I have a feeling that my problem is due to my assigned coordinate system.

Any help at all would be immensely appreciated.

Answer 1

I am a little confused as to how you found your amplitude of oscillation. The amplitude is the maximum distance from the equilibrium position. If you say that the equilibrium position is $-34.00$cm, and the maximum vertical displacement is $-35.83$cm, then the amplitude is $1.83$cm.

It appears that you are confusing $y$, the height you measured from some arbitrary point (like the table, or the ground), with the distance from the equilibrium height, $x = y - y_{eq}$. Your working is also suspect. In your derivation you say $0 = c_1$, yet in the next line you say $c_1 = 1.791 \times 10^{-3}$. You should recheck and make sure everything you do makes sense.

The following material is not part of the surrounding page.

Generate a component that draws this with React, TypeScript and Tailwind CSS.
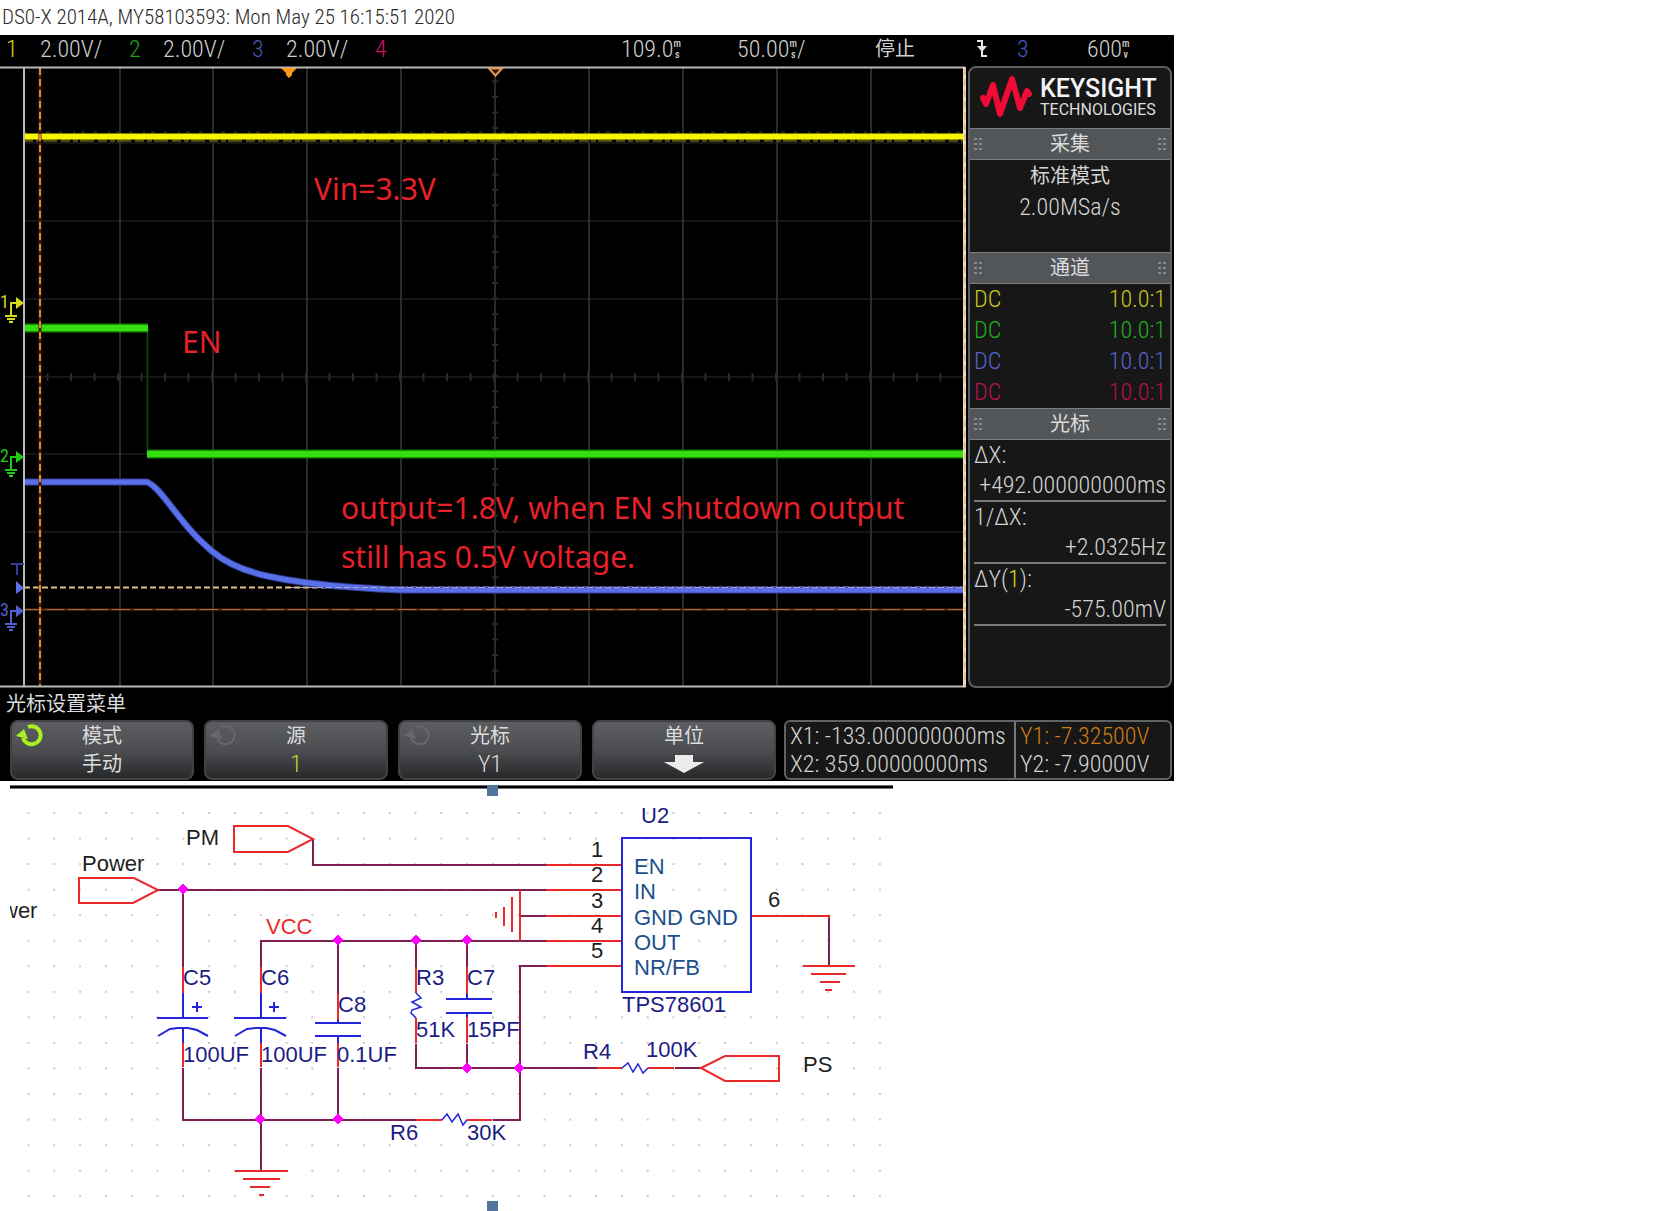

Anyway, to answer your question about the potential energy not being a 'simple periodic function', it does not satisfy the same simple harmonic equation $d^2x/dt^2 = - \omega^2 x$that the distance from the equilibrium point does. However, it Is still periodic, but with half the period, or twice the frequency, $2\omega$.

Answer 2

You should try to express the solution as (check that it is a solution of the harmonic oscillator equation)

$$y(t)=A \cos(\omega t+\phi) $$

where $A$ is the amplitude and $\phi$ is the initial phase. Let $t=0$ so

$$y(0)=A\cos(\phi) \rightarrow \cos(\phi)=\frac{y(0)}{A}$$ can you continue from here?